Silence. He completely and utterly ignores her. Smiles at me. Waiting. A growing suspicion creeps into my mind. Very weakly, I ask, “Do you have a key we can bring to your family?”
“Yes. Thank you for helping my family. Let me get the key.”
He turns and walks back into the darkness. I slowly turn to Wife, who is fuming.
“He… didn’t.. even.. look.. at… me.”
“Now Honey, I’m sure you, as a Gentile woman, are just one big temptation into sin. So he can’t acknowledge your presence. The temptation would be too great, one look and he’d start sinning you right in front of me. Nobody wants that.”
She growls. We’re going to need more than one bottle of wine when we get home.
Simon returns, hands me the key. We turn to go.
“Could I ask one more favor?”
Well, no. But at this point, I’m pretty beaten down. So I turn back.
“Could you carry the key in your shoe?”
This is LA. So at this point, I figure I’ve been set up all along and am being filmed. Perhaps I was and Synagogues across the world watch the video of the Stupid Non-Jew Who Carried The Key In His Shoe and laugh their asses off. But if so, Simon put up a good front.
“My shoe?”
“If you’re not carrying it in a normal way, then it’s not, officially, work. We’ve spent many years coming up with ways to… get around some of the more restrictive rules of our Faith.”

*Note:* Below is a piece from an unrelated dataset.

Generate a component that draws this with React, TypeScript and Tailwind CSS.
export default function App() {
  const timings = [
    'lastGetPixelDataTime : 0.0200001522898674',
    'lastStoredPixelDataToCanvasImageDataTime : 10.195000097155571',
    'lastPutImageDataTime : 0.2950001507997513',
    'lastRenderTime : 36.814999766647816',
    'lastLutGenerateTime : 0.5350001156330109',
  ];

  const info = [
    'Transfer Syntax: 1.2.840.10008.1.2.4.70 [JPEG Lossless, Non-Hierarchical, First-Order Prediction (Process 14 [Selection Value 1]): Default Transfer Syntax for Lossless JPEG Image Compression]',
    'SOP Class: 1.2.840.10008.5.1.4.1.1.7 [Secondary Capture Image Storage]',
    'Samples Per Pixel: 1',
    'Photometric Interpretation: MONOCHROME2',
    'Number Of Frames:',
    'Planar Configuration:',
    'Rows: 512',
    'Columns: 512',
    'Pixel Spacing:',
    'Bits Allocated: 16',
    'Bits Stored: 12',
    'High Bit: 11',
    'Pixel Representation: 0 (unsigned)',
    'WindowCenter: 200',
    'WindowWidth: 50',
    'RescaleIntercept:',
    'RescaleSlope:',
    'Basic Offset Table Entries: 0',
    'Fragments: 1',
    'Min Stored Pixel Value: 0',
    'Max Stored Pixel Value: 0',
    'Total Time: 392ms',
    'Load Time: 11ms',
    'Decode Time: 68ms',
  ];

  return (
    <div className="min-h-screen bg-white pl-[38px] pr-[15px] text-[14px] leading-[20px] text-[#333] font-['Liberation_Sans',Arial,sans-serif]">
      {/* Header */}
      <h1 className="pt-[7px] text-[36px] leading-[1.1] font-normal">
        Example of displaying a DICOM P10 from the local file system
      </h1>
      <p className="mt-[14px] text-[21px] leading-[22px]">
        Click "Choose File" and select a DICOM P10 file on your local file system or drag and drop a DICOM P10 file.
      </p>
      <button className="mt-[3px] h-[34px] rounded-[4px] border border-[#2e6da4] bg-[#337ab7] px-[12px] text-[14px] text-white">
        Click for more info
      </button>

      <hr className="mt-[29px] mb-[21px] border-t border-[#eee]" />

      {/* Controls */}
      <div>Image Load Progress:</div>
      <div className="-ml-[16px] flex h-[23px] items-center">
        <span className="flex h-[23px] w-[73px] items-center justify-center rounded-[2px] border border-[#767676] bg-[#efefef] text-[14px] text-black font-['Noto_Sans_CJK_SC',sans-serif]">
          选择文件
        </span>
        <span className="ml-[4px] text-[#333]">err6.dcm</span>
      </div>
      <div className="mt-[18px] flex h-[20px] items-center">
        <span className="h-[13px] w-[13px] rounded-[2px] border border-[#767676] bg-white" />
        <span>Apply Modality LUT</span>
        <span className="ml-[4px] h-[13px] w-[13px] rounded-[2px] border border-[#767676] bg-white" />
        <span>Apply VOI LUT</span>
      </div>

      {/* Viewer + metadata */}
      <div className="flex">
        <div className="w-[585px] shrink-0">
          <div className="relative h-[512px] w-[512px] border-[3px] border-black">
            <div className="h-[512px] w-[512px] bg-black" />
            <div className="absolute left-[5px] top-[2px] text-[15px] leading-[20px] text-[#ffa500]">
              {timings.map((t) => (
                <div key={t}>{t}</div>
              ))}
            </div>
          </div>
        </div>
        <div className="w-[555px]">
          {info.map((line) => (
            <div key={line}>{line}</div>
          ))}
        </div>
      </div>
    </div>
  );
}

Yes, it’s become quite obvious this evening how well that’s working out. I take the key. I remove my shoe. I place the key in the shoe, and we leave. I put metal to the pedal and we return to woman and children. I promptly remove my shoe and withdraw the key. She looks at me quizzically.

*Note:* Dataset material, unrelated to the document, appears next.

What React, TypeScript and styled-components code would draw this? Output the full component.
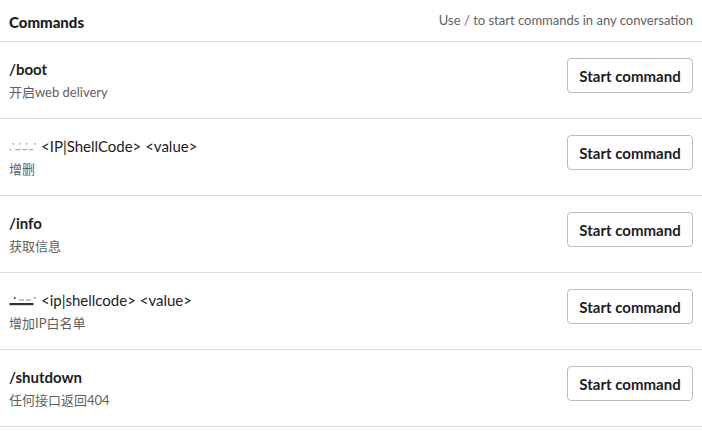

“Why did you put the key in your shoe?”
“I.. uhm.. your husband.. said….” I give up and offer her the key.
You think I’d offered her a heaping pile of sin or something, the way she recoiled in horror. I mean, OK, it’d been in my shoe, but I don’t think it smelled or anything. But no, to return to the initial problem, she can’t use a key on the Sabbath. So I open the door for her, and the problem is resolved. She now insists on feeding us, some very scrumptious baked goods that we scarfed down as quickly as possible so that we could leave, go home, and drink.
Eventually we said our goodbyes and walked back across the street to Gustav’s. He met us at the door, electric lights on all through the house, and put his arms on my shoulders.

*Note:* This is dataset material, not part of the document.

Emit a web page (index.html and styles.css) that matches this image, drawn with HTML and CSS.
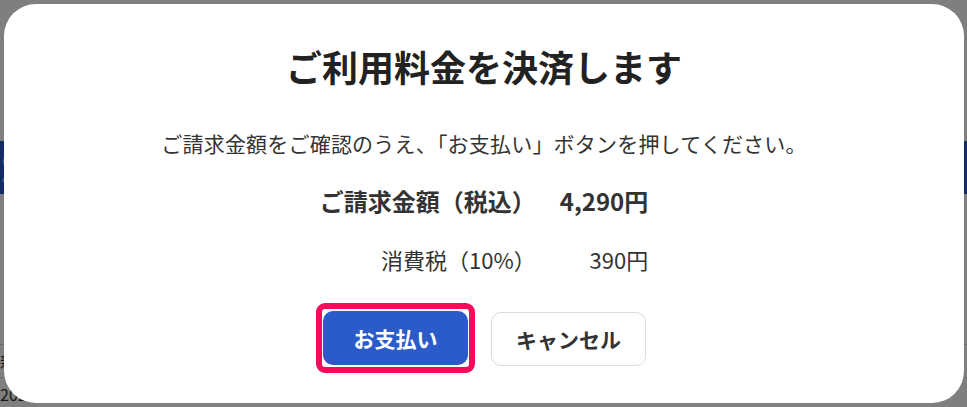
FILE: index.html
```html
<!DOCTYPE html>
<html lang="ja">
<head>
    <meta charset="UTF-8">
    <meta name="viewport" content="width=device-width, initial-scale=1.0">
    <title>ご利用料金の決済</title>
    <link rel="stylesheet" href="styles.css">
</head>
<body>

    <div class="page">
        <div class="page-banner">S</div>
        <div class="page-rows">
            <div class="page-row">新規</div>
            <div class="page-row">2022.11.01から2022.11.30まで</div>
        </div>
    </div>

    <div class="overlay">
        <div class="modal">
            <h2 class="modal-title">ご利用料金を決済します</h2>
            <p class="modal-lead">ご請求金額をご確認のうえ、「お支払い」ボタンを押してください。</p>

            <div class="bill">
                <div class="bill-label bill-total">ご請求金額（税込）</div>
                <div class="bill-value bill-total">4,290円</div>
                <div class="bill-label">消費税（10%）</div>
                <div class="bill-value">390円</div>
            </div>

            <div class="actions">
                <div class="highlight">
                    <button class="btn btn-pay">お支払い</button>
                </div>
                <button class="btn btn-cancel">キャンセル</button>
            </div>
        </div>
    </div>

</body>
</html>
```

FILE: styles.css
```css
body {
    margin: 0;
    font-family: "Noto Sans CJK JP", "Noto Sans", sans-serif;
    color: #333;
    background-color: #fff;
}
.page {
    padding-top: 141px;
}
.page-banner {
    height: 53px;
    background-color: #2658cc;
    color: #8fb0f0;
    font-size: 40px;
    font-weight: bold;
    line-height: 53px;
}
.page-rows {
    margin-top: 150px;
}
.page-row {
    border-top: 1px solid #d8d8d8;
    font-size: 16px;
    line-height: 24px;
    padding: 4px 0;
}
.overlay {
    position: fixed;
    top: 0;
    left: 0;
    right: 0;
    bottom: 0;
    background-color: rgba(0, 0, 0, 0.5);
    padding: 4px 3px 4px 4px;
    display: flex;
}
.modal {
    flex: 1;
    background: white;
    border-radius: 32px;
    padding: 35px 20px 0;
    text-align: center;
}
.modal-title {
    margin: 0;
    font-size: 36px;
    line-height: 54px;
    font-weight: bold;
    color: #222;
}
.modal-lead {
    margin: 35px 0 0;
    font-size: 21px;
    line-height: 30px;
    letter-spacing: 0.2px;
}
.bill {
    display: inline-grid;
    grid-template-columns: auto auto;
    column-gap: 24px;
    row-gap: 24px;
    margin-top: 26px;
    text-align: right;
}
.bill-label, .bill-value {
    font-size: 22px;
    line-height: 34px;
}
.bill-total {
    font-size: 24px;
    font-weight: bold;
}
.actions {
    display: flex;
    justify-content: center;
    gap: 16px;
    margin-top: 27px;
    padding-right: 6px;
}
.highlight {
    border: 6px solid #f50a5c;
    border-radius: 9px;
    padding: 2px 1px;
    background: white;
}
.btn {
    height: 54px;
    border-radius: 10px;
    font-family: inherit;
    font-size: 21px;
    font-weight: bold;
    cursor: pointer;
}
.btn-pay {
    width: 145px;
    background-color: #2a5bc9;
    color: white;
    border: none;
    display: block;
}
.btn-cancel {
    width: 155px;
    margin-top: 9px;
    background: white;
    color: #333;
    border: 1px solid #dcdcdc;
}
```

“On behalf of My People, I’m really sorry. We’re not all like that.”
And his Holocaust-Survivor Father, sitting in the chair reading a People magazine, looked up, shaking his head.
“Yeah. Those Jews are nuts.”
El Guapo earlier this month. He hung up his famous Guatemalan mustache and became a civilian. Some of his former blog readers are not taking it well:
UberSchatz said…
Yeah. Why?? Damn it! This always happens to me. I find a good blogger and then they quit after a short time of me having discovered them. Curse you Gods of the Bloggers.
AZ :o( said…
My heart aches, a little more laughter taken from me…
taotechuck said…
I have shaved my vastly inferior mustache in honor of your decision.
Still, EG has come out of retirement to do the one thing he has done best since becoming my virtual hermano — make fun of Argentina. Here is an e-mail he sent me that he graciously allowed me to convert to a guest blog post. At least he didn’t steal my wallet.
“So, I’m in Seattle for a couple of days. I’m walking with a colleague who is new to Seattle and showing him around. I know that he is a fan of steak and happened to be walking by an Argentinean steak house, so I figured, why not?
You know that I try to not do anything that helps the Argentine economy in any way. You know this. The only reason that I ate there was a sign that said they proudly served Nebraska beef. I figured if I stayed away from any Argentine wines, I was actually giving money to the waiter. If the owners were even from your little country, they may send some back home, but I figured that if I paid by credit card, they would at least be taxed. So, as you can see, my thought process was very much against helping your country.
Ok, I’ll get out of the way that the steak I ordered was good. I knew it would be. It is Nebraska beef, but I did enjoy the presentation. It came out on a grill thing [ed. This is called a parillada] and I ate off of wooden dishes. Very good. En serio, very good.
The reason for this e-mail was the dessert. I ordered flan. It was the worst flan I’ve ever had in my entire life. I don’t even think that it was flan. Argentina should have its flan card pulled because of this damn restaurant. It had the consistency of papaya that was left out in the sun and drenched in urine.
Don’t get me wrong, I ate the entire thing, but only so that I could write to you prior to my food poisoning.
Tell your people to stay away from flan.”
This e-mail, naturally, spurred a few replies.
Arjewtino: “On behalf of mi gente, I apologize for this restaurant’s flan. It’s only fair as long as you apologize for the guy who stole my wallet while I was coming back from Pane to Antigua.”
El Guapo: “Look, I can say, with 100 percent certainty that I was in an Argentine restaurant, and, can therefore place the blame on your people. You, on the other hand, assume because you were in Guatemala that a Guatemalan stole your wallet. It could have just as easily been a Honduran or even an Argie… My people don’t do that… Not always.
Not usually. Not really. Actually, were you wearing your Argentina shirt?”
Arjewtino: “I was wearing my dark blue, tougher-to-recognize Argentina “road” jersey. Your specious reasoning isn’t convincing.”
El Guapo: “I found it as convincing as it gets. specious… showoff.”